The President's vagueness was practical as well as diplomatic. For last week he was very busy cramming for his annual fiscal examination, the Budget message which he must send to Congress in January. Eager to get away on vacation, with plans all set to sail this week from Charleston to the Pan American Peace Conference at Buenos Aires, he had to do intensive studying before leaving. Every morning his tutor, Budget Director Daniel Bell, came to the White House to give him an hour's instruction. Afterward the tutor departed leaving Pupil Roosevelt with his homework, the budget requests of one or two more departments.

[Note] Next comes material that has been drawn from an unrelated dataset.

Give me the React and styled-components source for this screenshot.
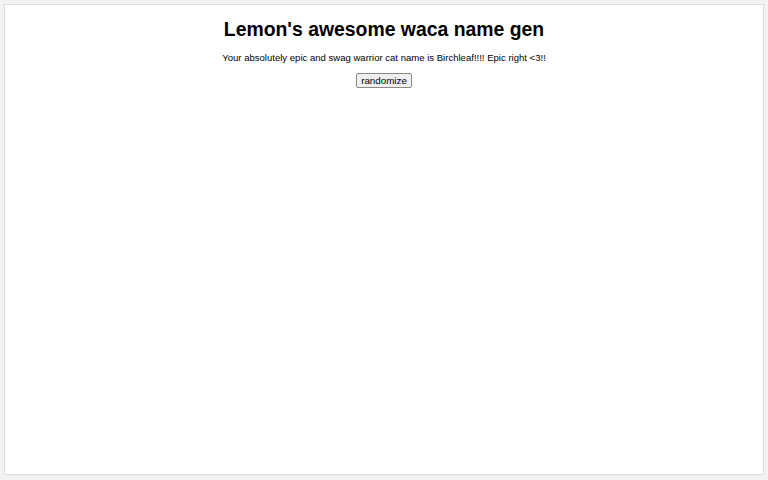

Never one to risk becoming a dull boy by too much work, the President also found time last week to engage in several extracurricular activities.

¶He had in Colonel Edwin Halsey, Secretary of the Senate, to discuss plans for his reinauguration on the probably chilly noon of Jan. 20.

¶On Armistice morning he motored to Arlington Cemetery, to watch General Pershing lay the Presidential wreath of white chrysanthemums upon the tomb of the Unknown Soldier.

¶One bright afternoon he bundled his good friend, Under Secretary of Agriculture & Resettlement Administrator Rexford Guy Tugwell, into an open automobile, whisked him out of Washington and out of the shadowy silence in which he had been discreetly kept during the campaign. Their goal was Greenbelt, $10,000,000 model suburb which Dr. Tugwell is building on 8,000 rolling Maryland acres five miles north of the District of Columbia. For the handsomest braintruster, this display of Presidential favor came at a critical moment. Congress last session had refused to appropriate funds for his Resettlement Administration, forcing him to confine its activities chiefly to drought relief, financed by handouts from WPA. With a thoroughgoing Governmental re-organization in prospect, Administrator Tugwell was last week jockeying strenuously to get his emergency agency incorporated in the Department of Agriculture, where he could expect solid permanence, ample appropriations. But Secretary Wallace was known to be reluctant to adopt this controversial foundling, and a group of onetime AAAdministrator Chester Davis' friends was actively opposing the move.